Let's visualize how different overlap levels affect cluster separation.

In [None]:
# Plot datasets with different overlap levels
fig, axes = plt.subplots(2, 2, figsize=(12, 10))
axes = axes.ravel()

colors = ['red', 'blue', 'green', 'orange', 'purple']

for i, (bar_omega, (X, y)) in enumerate(datasets.items()):
    ax = axes[i]
    
    # Plot each cluster with different color
    for cluster_id in np.unique(y):
        mask = y == cluster_id
        ax.scatter(X[mask, 0], X[mask, 1], 
                  c=colors[cluster_id], alpha=0.7, 
                  label=f'Cluster {cluster_id}', s=20)
    
    ax.set_title(f'BarOmega = {bar_omega}')
    ax.set_xlabel('Feature 1')
    ax.set_ylabel('Feature 2')
    ax.legend()
    ax.grid(True, alpha=0.3)

plt.tight_layout()
plt.show()

## Dataset Statistics

Let's examine the statistics of our generated datasets.

In [None]:
# Calculate statistics for each dataset
stats_data = []

for bar_omega, (X, y) in datasets.items():
    # Calculate basic statistics
    stats = {
        'BarOmega': bar_omega,
        'n_samples': len(X),
        'n_features': X.shape[1],
        'n_clusters': len(np.unique(y)),
        'feature1_mean': X[:, 0].mean(),
        'feature1_std': X[:, 0].std(),
        'feature2_mean': X[:, 1].mean(),
        'feature2_std': X[:, 1].std(),
    }
    
    # Cluster sizes
    unique, counts = np.unique(y, return_counts=True)
    for cluster_id, count in zip(unique, counts):
        stats[f'cluster_{cluster_id}_size'] = count
    
    stats_data.append(stats)

# Create DataFrame and display
stats_df = pd.DataFrame(stats_data)
print("Dataset Statistics:")
display(stats_df)

## Generate Experimental Grid

Now let's generate a complete experimental grid for different parameter combinations.

In [None]:
# Define experimental grid
experiment_grid = {
    'bar_omega_variation': {
        'bar_omega': [0.0, 0.05, 0.1, 0.2, 0.3],
        'K': [3],
        'P': [5],
        'N': [1000]
    }
}

# Generate all datasets in the grid
print("Generating experimental grid...")
grid_results = generator.generate_experiment_grid(experiment_grid)

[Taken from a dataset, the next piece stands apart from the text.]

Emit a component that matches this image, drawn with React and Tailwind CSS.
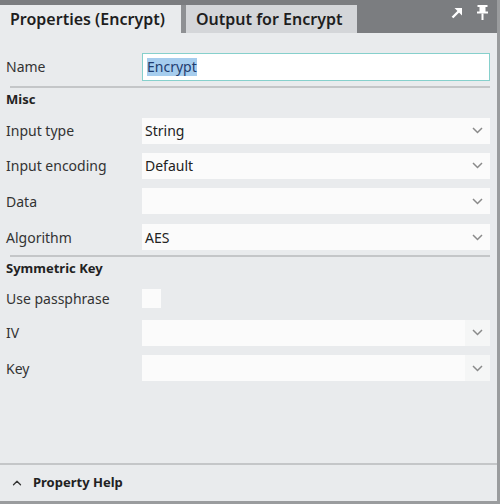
import { ChevronDown, ChevronUp } from 'lucide-react';

const Row = ({ label, h = 'h-[35px]', children }) => (
    <div className={`flex items-center ${h}`}>
        <span className="w-[142px] pl-[6px] text-[14px] text-[#333]">{label}</span>
        <div className="flex-1 pr-[7px]">{children}</div>
    </div>
);

const Select = ({ value, split }) => (
    <div className="flex items-center h-[26px] bg-[#fbfbfb]">
        <span className="flex-1 pl-[3px] text-[14px] text-[#222]">{value}</span>
        <span className={`flex items-center justify-center w-[25px] h-full ${split ? 'bg-[#f5f6f6]' : ''}`}>
            <svg width="11" height="7" viewBox="0 0 11 7" fill="none">
                <path d="M1 1 L5.5 5.5 L10 1" stroke="#8a8a8a" strokeWidth="1.5" />
            </svg>
        </span>
    </div>
);

const Section = ({ title }) => (
    <div className="h-[24px] flex items-center pl-[6px] text-[13px] font-bold text-[#222]">{title}</div>
);

const Divider = () => <div className="ml-[10px] mr-[7px] h-[2px] bg-[#c4c6c8]" />;

export default function App() {
    return (
        <div
            className="w-[500px] h-[504px] flex flex-col bg-[#e9ebed] border-r-[3px] border-b-[3px] border-[#9a9c9e]"
            style={{ fontFamily: '"Noto Sans", "Open Sans", sans-serif' }}
        >
            {/* Tabs */}
            <div className="h-[33px] flex items-end bg-[#7b7d80] shrink-0">
                <div className="h-[28px] w-[181px] bg-[#e9ebed] flex items-center pl-[10px] text-[16px] font-semibold text-[#1e1e1e]">
                    Properties (Encrypt)
                </div>
                <div className="h-[28px] w-[5px] bg-[#8e9093]" />
                <div className="h-[28px] w-[171px] bg-[#d4d6d9] flex items-center pl-[10px] text-[16px] font-semibold text-[#1e1e1e]">
                    Output for Encrypt
                </div>
                <div className="flex-1 h-full flex items-start justify-end gap-[14px] pt-[5px] pr-[9px]">
                    <svg width="12" height="12" viewBox="0 0 12 12" fill="none" className="mt-[2px]">
                        <path d="M1.5 10.5 L8 4" stroke="white" strokeWidth="2.4" />
                        <path d="M3.5 1 H11 V8.5 Z" fill="white" />
                    </svg>
                    <svg width="11" height="15" viewBox="0 0 11 15" fill="white">
                        <rect x="0.5" y="0" width="10" height="2" />
                        <rect x="2.5" y="2" width="6" height="5" />
                        <rect x="0" y="6.5" width="11" height="2" />
                        <rect x="4.5" y="8.5" width="2" height="6.5" />
                    </svg>
                </div>
            </div>

            {/* Properties grid */}
            <div className="flex-1 flex flex-col pt-[16px]">
                <Row label="Name">
                    <div className="h-[28px] bg-white border-[1.5px] border-[#86d0cc] flex items-center pl-[4px]">
                        <span className="bg-[#a6cdee] text-[14px] text-[#1f3c6e] leading-[18px]">Encrypt</span>
                    </div>
                </Row>
                <div className="h-[2px]" />
                <Divider />
                <Section title="Misc" />
                <div className="h-[1px]" />
                <Row label="Input type"><Select value="String" /></Row>
                <Row label="Input encoding"><Select value="Default" /></Row>
                <Row label="Data" h="h-[36px]"><Select value="" /></Row>
                <Row label="Algorithm" h="h-[36px]"><Select value="AES" /></Row>
                <Divider />
                <Section title="Symmetric Key" />
                <Row label="Use passphrase" h="h-[34px]">
                    <div className="w-[19px] h-[19px] bg-[#fbfbfb]" />
                </Row>
                <Row label="IV"><Select value="" split /></Row>
                <Row label="Key" h="h-[36px]"><Select value="" split /></Row>
            </div>

            {/* Property help */}
            <div className="h-[38px] shrink-0 border-t-[2px] border-[#c4c6c8] flex items-center gap-[9px] pl-[10px]">
                <ChevronUp className="w-[14px] h-[14px] text-[#333]" strokeWidth={2.2} />
                <span className="text-[13px] font-bold text-[#222]">Property Help</span>
            </div>
        </div>
    );
}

print(f"Generated {len(grid_results)} datasets")
print("\nFirst 5 datasets:")
for i, result in enumerate(grid_results[:5]):
    print(f"{i+1}. BarOmega={result['bar_omega']}, K={result['K']}, P={result['P']}, N={result['N']}")

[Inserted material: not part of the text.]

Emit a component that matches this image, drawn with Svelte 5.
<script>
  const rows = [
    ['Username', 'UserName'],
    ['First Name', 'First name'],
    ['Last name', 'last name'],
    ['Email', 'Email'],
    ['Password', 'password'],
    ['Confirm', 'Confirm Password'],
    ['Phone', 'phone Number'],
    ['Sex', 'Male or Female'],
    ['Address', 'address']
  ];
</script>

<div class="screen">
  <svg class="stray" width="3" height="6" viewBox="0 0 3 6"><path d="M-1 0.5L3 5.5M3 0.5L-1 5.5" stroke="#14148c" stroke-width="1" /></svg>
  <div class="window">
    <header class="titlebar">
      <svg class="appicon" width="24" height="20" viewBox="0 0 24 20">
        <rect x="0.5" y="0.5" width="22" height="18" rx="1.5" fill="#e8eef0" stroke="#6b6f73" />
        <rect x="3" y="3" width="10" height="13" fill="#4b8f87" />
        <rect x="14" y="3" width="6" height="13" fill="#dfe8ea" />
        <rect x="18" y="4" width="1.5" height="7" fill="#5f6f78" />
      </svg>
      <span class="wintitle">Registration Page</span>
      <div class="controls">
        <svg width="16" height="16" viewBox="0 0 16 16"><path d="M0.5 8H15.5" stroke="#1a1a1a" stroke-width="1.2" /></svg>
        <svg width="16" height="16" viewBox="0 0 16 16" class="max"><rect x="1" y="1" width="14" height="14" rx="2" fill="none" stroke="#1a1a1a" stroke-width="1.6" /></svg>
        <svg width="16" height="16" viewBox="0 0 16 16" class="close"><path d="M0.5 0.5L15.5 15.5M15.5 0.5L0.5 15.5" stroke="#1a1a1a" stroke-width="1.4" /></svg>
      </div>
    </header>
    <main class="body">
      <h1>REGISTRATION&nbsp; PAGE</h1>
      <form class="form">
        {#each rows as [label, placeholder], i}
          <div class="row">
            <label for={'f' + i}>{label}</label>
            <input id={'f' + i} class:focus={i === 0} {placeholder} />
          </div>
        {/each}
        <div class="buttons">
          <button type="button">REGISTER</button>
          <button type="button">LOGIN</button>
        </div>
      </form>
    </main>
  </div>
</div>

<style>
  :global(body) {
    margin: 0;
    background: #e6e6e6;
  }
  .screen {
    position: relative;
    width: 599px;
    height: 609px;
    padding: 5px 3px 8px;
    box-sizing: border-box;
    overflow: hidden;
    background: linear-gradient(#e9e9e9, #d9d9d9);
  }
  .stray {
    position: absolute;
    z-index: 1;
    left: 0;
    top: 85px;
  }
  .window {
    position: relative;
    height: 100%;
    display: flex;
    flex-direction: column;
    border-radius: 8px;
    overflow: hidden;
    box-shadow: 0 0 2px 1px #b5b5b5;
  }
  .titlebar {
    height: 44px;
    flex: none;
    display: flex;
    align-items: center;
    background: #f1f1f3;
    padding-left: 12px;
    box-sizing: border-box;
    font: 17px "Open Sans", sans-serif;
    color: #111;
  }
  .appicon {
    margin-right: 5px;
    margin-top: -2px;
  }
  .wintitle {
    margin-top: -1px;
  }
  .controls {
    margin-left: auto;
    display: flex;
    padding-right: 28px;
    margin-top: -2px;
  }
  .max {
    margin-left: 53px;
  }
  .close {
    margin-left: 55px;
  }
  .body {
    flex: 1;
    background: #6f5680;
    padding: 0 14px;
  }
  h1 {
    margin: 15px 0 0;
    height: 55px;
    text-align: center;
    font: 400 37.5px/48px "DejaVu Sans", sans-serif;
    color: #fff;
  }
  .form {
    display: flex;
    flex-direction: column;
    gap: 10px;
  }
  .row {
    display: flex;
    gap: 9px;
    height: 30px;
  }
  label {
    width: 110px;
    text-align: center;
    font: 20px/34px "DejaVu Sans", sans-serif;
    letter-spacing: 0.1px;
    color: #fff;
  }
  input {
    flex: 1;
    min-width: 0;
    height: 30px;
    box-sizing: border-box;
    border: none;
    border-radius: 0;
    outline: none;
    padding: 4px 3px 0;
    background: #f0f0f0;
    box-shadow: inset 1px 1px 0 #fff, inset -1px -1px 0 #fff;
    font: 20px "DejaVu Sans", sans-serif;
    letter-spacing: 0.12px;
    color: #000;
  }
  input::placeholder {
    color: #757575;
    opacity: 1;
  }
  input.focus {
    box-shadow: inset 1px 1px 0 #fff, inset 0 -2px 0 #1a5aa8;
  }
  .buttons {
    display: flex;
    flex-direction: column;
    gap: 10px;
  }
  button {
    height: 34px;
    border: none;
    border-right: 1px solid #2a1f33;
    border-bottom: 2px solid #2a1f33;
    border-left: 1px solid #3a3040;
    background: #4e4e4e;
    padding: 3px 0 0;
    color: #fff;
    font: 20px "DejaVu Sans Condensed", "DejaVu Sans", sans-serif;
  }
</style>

## List All Available Datasets

Let's see what datasets are available in our data directory.

In [None]:
# List all available datasets
available_datasets = generator.list_datasets()

print(f"Found {len(available_datasets)} datasets:")

# Convert to DataFrame for better display
datasets_df = pd.DataFrame(available_datasets)
if not datasets_df.empty:
    datasets_df = datasets_df.drop('filepath', axis=1)  # Remove filepath for display
    display(datasets_df.head(10))
else:
    print("No datasets found.")

## Conclusion

In this notebook, we:

1. **Initialized** a synthetic data generator
2. **Generated** datasets with different overlap levels (BarOmega)
3. **Visualized** how overlap affects cluster separation
4. **Calculated** basic statistics for the datasets
5. **Created** an experimental grid for systematic analysis

The generated datasets will be used in the next notebook to test different clustering algorithms and evaluate their performance under various conditions.

### Key Observations:
- **BarOmega = 0.0**: Well-separated clusters, easy to distinguish
- **BarOmega = 0.1**: Slight overlap, still manageable
- **BarOmega = 0.3**: Moderate overlap, more challenging
- **BarOmega = 0.5**: Significant overlap, difficult clustering scenario

These datasets provide a controlled environment to test how clustering algorithms perform under different conditions of cluster separability.